Comment author: christopherj 08 April 2014 05:19:33PM *  2 points [-]

What you're missing is that, if the signal is below the detection threshold, there is no loss if the noise pushes it farther below the detection threshold, whereas there is a gain when the noise pushes the signal above the detection threshold. Thus the noise increases sensitivity, at the cost of accuracy. (And since a lot of sensory information is redundant, the loss of accuracy is easy to work around.)

Comment author: xg15 14 September 2014 09:30:45PM *  0 points [-]

In which case, you could view the image even better if you just changed the whole backdrop to gray, instead of just random parts of it. This would correspond to the "using the same knowledge to produce a superior algorithm" part of the article.
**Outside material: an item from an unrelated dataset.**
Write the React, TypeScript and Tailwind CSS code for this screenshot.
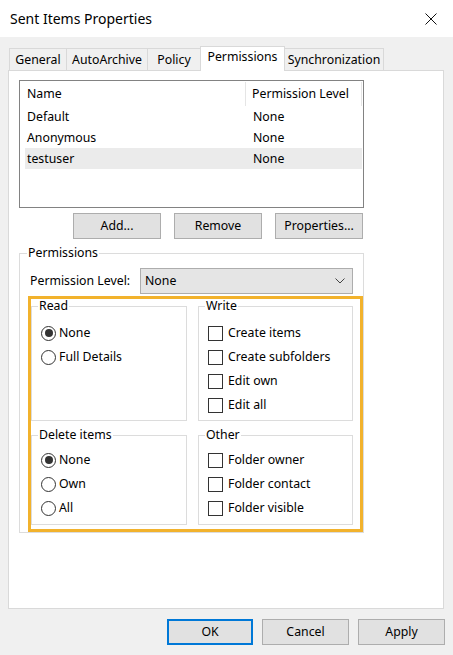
import React from "react";

const tabs = ["General", "AutoArchive", "Policy", "Permissions", "Synchronization"];
const tabWidths: Record<string, string> = {
  General: "w-[58px]",
  AutoArchive: "w-[82px]",
  Policy: "w-[54px]",
  Permissions: "w-[85px]",
  Synchronization: "w-[100px]",
};

const users = [
  { name: "Default", level: "None" },
  { name: "Anonymous", level: "None" },
  { name: "testuser", level: "None", selected: true },
];

const Radio = ({ checked, label }: { checked?: boolean; label: string }) => (
  <div className="h-[24px] flex items-center gap-[3px]">
    <span className="w-[15px] h-[15px] rounded-full border border-[#333] bg-white flex items-center justify-center">
      {checked && <span className="w-[8px] h-[8px] rounded-full bg-[#333]" />}
    </span>
    <span>{label}</span>
  </div>
);

const Check = ({ label }: { label: string }) => (
  <div className="h-[24px] flex items-center gap-[5px]">
    <span className="w-[15px] h-[15px] border border-[#333] bg-white" />
    <span>{label}</span>
  </div>
);

const Group = ({
  title,
  height,
  pad,
  children,
}: {
  title: string;
  height: string;
  pad: string;
  children: React.ReactNode;
}) => (
  <fieldset className={`border border-[#dcdcdc] ${height} min-w-0`}>
    <legend className="ml-[6px] px-[1px] leading-[14px]">{title}</legend>
    <div className={pad}>{children}</div>
  </fieldset>
);

export default function App() {
  return (
    <div className="w-[453px] h-[655px] bg-[#f0f0f0] flex flex-col text-[12.3px] text-black font-['Noto_Sans',sans-serif]">
      {/* title bar */}
      <div className="h-[37px] bg-white flex items-center justify-between pl-[10px] pr-[16px]">
        <span className="text-[14px]">Sent Items Properties</span>
        <svg width="12" height="12" viewBox="0 0 12 12">
          <path d="M0.5 0.5 L11.5 11.5 M11.5 0.5 L0.5 11.5" stroke="#111" strokeWidth="1" />
        </svg>
      </div>

      {/* tabs */}
      <div className="h-[33px] flex items-end pl-[9px]">
        {tabs.map((t, i) => {
          const active = t === "Permissions";
          return (
            <div
              key={t}
              className={`${tabWidths[t]} ${i > 0 ? "-ml-px" : ""} flex items-center justify-center border border-b-0 border-[#d9d9d9] ${
                active ? "h-[25px] bg-white -mb-px relative z-10 pb-[3px]" : "h-[22px] bg-[#f0f0f0] pt-[1px]"
              }`}
            >
              {t}
            </div>
          );
        })}
      </div>

      {/* panel */}
      <div className="ml-[8px] w-[436px] h-[539px] border border-[#d9d9d9] bg-white pt-[9px] pl-[10px]">
        {/* list */}
        <div className="w-[345px] h-[128px] border border-[#828282]">
          <div className="h-[25px] flex pt-[1px]">
            <div className="w-[226px] pl-[7px] flex items-center border-r border-[#e5e5e5]">Name</div>
            <div className="w-[116px] pl-[6px] flex items-center border-r border-[#e5e5e5]">Permission Level</div>
          </div>
          {users.map((u) => (
            <div
              key={u.name}
              className={`ml-[5px] w-[337px] h-[21px] flex items-center pt-[1px] ${u.selected ? "bg-[#ebebeb]" : ""}`}
            >
              <div className="w-[221px] pl-[2px]">{u.name}</div>
              <div className="pl-[7px]">{u.level}</div>
            </div>
          ))}
        </div>

        {/* list buttons */}
        <div className="w-[344px] mt-[5px] flex justify-end gap-[13px]">
          {["Add...", "Remove", "Properties..."].map((b) => (
            <div
              key={b}
              className="w-[88px] h-[26px] bg-[#e1e1e1] border border-[#adadad] flex items-center justify-center"
            >
              {b}
            </div>
          ))}
        </div>

        {/* permissions group */}
        <fieldset className="mt-[6px] w-[345px] border border-[#dcdcdc] min-w-0">
          <legend className="ml-[7px] px-[1px] leading-[16px]">Permissions</legend>
          <div className="mt-[7px] flex items-center">
            <div className="w-[120px] pl-[10px]">Permission Level:</div>
            <div className="w-[213px] h-[26px] bg-[#e5e5e5] border border-[#adadad] flex items-center justify-between pl-[4px] pr-[7px]">
              <span>None</span>
              <svg width="10" height="6" viewBox="0 0 10 6">
                <path d="M0.5 0.5 L5 5 L9.5 0.5" fill="none" stroke="#444" strokeWidth="1" />
              </svg>
            </div>
          </div>

          <div className="mt-[2px] ml-[8px] w-[335px] h-[236px] border-[3px] border-[#f2b22c] grid grid-cols-[156px_155px] gap-x-[11px] content-start gap-y-[7px]">
            <Group title="Read" height="h-[122px]" pad="pt-[8px] pl-[9px]">
              <Radio checked label="None" />
              <Radio label="Full Details" />
            </Group>
            <Group title="Write" height="h-[122px]" pad="pt-[8px] pl-[9px]">
              <Check label="Create items" />
              <Check label="Create subfolders" />
              <Check label="Edit own" />
              <Check label="Edit all" />
            </Group>
            <Group title="Delete items" height="h-[97px]" pad="pt-[6px] pl-[9px]">
              <Radio checked label="None" />
              <Radio label="Own" />
              <Radio label="All" />
            </Group>
            <Group title="Other" height="h-[97px]" pad="pt-[6px] pl-[9px]">
              <Check label="Folder owner" />
              <Check label="Folder contact" />
              <Check label="Folder visible" />
            </Group>
          </div>
        </fieldset>
      </div>

      {/* dialog buttons */}
      <div className="mt-[10px] flex justify-end gap-[9px] pr-[8px]">
        <div className="w-[86px] h-[26px] bg-[#e1e1e1] border-2 border-[#0078d7] flex items-center justify-center">OK</div>
        <div className="w-[87px] h-[26px] bg-[#e1e1e1] border border-[#adadad] flex items-center justify-center">Cancel</div>
        <div className="w-[87px] h-[26px] bg-[#e1e1e1] border border-[#adadad] flex items-center justify-center">Apply</div>
      </div>
    </div>
  );
}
As I understood it, the article specifically did not state that you can't ever improve a deterministic algorithm by adding randomness - only that this is a sign that you algorithm is crap, not that the problem fundamentally requires randomness. There should always exist a different deterministic algorithm which is more accurate than your random algorithm (at least in theory - in practice, that algorithm might have an unacceptable runtime or it would require even more knowledge than you have)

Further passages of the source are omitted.